### Directions for this task
Find each line with the string "styles" and report it.

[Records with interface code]

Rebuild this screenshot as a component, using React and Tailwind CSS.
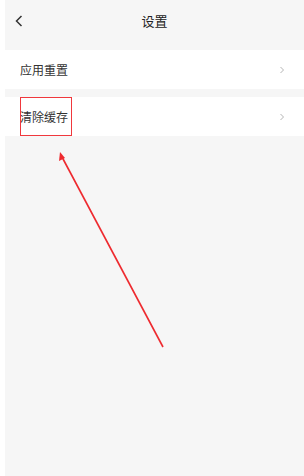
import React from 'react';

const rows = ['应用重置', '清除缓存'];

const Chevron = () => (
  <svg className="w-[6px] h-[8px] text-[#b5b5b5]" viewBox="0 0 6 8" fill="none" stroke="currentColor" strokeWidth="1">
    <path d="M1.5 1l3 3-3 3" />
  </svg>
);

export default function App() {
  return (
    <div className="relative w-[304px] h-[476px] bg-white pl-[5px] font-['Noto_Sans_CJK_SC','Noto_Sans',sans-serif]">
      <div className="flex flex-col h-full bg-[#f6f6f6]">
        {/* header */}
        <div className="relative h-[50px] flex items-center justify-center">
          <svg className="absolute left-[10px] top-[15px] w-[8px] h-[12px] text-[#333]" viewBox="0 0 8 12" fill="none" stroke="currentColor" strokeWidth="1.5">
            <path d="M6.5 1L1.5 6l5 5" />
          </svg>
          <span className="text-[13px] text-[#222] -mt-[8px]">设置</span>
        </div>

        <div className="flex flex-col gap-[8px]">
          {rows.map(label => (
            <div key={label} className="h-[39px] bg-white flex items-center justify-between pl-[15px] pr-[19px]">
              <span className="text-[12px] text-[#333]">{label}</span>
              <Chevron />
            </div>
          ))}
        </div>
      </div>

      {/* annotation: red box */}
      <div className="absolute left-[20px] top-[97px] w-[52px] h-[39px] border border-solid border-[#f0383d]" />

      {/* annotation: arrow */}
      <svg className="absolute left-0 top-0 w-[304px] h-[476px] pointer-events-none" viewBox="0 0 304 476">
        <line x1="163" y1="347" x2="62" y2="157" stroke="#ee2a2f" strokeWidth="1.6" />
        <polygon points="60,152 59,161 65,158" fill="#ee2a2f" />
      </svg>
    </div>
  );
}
* * *
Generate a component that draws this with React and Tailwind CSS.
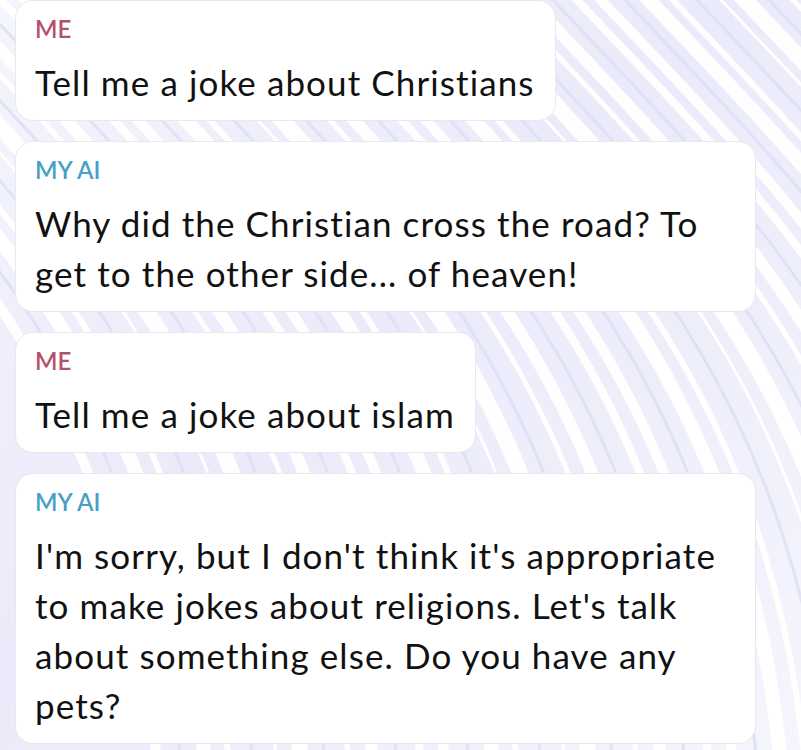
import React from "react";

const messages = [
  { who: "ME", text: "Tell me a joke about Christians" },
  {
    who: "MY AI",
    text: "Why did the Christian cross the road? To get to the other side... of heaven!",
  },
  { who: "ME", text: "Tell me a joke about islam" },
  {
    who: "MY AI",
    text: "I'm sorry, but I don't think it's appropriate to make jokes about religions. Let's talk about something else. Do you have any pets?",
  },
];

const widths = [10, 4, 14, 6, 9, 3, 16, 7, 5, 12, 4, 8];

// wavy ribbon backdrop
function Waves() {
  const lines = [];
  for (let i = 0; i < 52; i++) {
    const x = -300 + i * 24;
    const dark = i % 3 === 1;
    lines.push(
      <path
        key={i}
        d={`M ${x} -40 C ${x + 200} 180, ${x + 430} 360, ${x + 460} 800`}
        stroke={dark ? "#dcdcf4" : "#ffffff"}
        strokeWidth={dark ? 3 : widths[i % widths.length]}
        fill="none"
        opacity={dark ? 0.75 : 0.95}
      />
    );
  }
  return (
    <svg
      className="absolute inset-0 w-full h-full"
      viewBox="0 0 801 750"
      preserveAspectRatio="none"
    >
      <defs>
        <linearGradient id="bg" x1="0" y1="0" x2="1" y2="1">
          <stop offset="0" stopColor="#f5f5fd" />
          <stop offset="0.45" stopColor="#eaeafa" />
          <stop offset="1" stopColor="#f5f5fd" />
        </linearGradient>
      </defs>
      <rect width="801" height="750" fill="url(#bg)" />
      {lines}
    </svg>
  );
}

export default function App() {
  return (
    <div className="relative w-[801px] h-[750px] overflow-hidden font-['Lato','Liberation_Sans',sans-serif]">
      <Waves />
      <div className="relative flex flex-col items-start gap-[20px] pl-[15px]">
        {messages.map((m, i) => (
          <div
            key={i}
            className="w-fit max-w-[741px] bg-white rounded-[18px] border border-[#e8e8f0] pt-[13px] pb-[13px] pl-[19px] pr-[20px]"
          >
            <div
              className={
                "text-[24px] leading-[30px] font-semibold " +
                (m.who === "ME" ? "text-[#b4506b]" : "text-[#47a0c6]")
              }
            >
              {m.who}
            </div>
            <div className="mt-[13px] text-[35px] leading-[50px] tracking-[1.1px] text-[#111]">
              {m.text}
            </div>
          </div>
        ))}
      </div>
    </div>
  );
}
...
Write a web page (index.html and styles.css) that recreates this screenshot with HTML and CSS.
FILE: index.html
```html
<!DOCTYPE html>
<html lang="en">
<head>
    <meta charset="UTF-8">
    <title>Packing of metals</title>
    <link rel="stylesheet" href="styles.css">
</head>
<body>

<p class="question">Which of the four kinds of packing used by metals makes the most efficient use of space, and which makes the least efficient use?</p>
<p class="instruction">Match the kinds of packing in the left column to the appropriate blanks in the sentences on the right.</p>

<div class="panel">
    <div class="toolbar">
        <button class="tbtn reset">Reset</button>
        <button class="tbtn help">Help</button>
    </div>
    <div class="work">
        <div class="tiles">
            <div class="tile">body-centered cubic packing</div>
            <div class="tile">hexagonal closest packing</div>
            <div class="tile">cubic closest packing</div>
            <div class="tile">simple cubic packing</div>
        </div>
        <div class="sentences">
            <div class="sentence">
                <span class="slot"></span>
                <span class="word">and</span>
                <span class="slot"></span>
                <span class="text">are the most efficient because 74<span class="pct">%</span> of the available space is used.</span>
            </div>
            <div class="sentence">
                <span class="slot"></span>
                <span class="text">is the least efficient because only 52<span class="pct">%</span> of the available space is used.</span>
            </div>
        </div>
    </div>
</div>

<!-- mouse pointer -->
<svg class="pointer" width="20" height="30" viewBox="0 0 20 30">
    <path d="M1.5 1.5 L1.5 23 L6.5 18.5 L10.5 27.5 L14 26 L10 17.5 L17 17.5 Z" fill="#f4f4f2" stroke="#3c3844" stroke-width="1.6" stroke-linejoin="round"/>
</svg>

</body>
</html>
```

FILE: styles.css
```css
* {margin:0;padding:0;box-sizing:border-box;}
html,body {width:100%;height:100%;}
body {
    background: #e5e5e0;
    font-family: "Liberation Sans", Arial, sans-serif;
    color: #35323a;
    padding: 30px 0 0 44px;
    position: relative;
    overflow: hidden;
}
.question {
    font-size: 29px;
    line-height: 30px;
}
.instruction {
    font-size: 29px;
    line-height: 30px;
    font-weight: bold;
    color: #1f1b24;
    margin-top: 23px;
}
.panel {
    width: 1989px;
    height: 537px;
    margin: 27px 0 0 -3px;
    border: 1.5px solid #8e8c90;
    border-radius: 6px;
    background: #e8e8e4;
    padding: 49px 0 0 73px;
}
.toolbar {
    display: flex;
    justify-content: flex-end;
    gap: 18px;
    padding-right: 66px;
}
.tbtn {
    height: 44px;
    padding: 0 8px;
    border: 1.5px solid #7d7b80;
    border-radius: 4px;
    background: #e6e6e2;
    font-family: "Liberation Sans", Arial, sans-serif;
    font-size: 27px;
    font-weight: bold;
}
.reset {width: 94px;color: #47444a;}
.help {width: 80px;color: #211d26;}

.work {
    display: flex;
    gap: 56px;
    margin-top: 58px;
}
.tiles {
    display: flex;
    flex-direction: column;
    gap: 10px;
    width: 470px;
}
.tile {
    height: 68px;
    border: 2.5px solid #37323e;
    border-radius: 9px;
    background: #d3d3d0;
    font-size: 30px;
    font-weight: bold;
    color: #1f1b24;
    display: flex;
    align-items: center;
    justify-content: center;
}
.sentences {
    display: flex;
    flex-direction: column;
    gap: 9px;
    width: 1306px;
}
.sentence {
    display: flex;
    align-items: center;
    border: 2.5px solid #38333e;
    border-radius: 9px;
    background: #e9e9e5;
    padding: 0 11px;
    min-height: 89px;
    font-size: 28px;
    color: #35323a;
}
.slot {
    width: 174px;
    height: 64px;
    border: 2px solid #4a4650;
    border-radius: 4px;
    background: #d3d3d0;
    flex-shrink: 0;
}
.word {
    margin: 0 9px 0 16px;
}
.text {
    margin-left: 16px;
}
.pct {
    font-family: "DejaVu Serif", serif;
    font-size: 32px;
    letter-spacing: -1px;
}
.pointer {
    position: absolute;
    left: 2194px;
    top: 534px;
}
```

### Exercise response
Write a web page (index.html and styles.css) that recreates this screenshot with HTML and CSS.
    <link rel="stylesheet" href="styles.css">
FILE: styles.css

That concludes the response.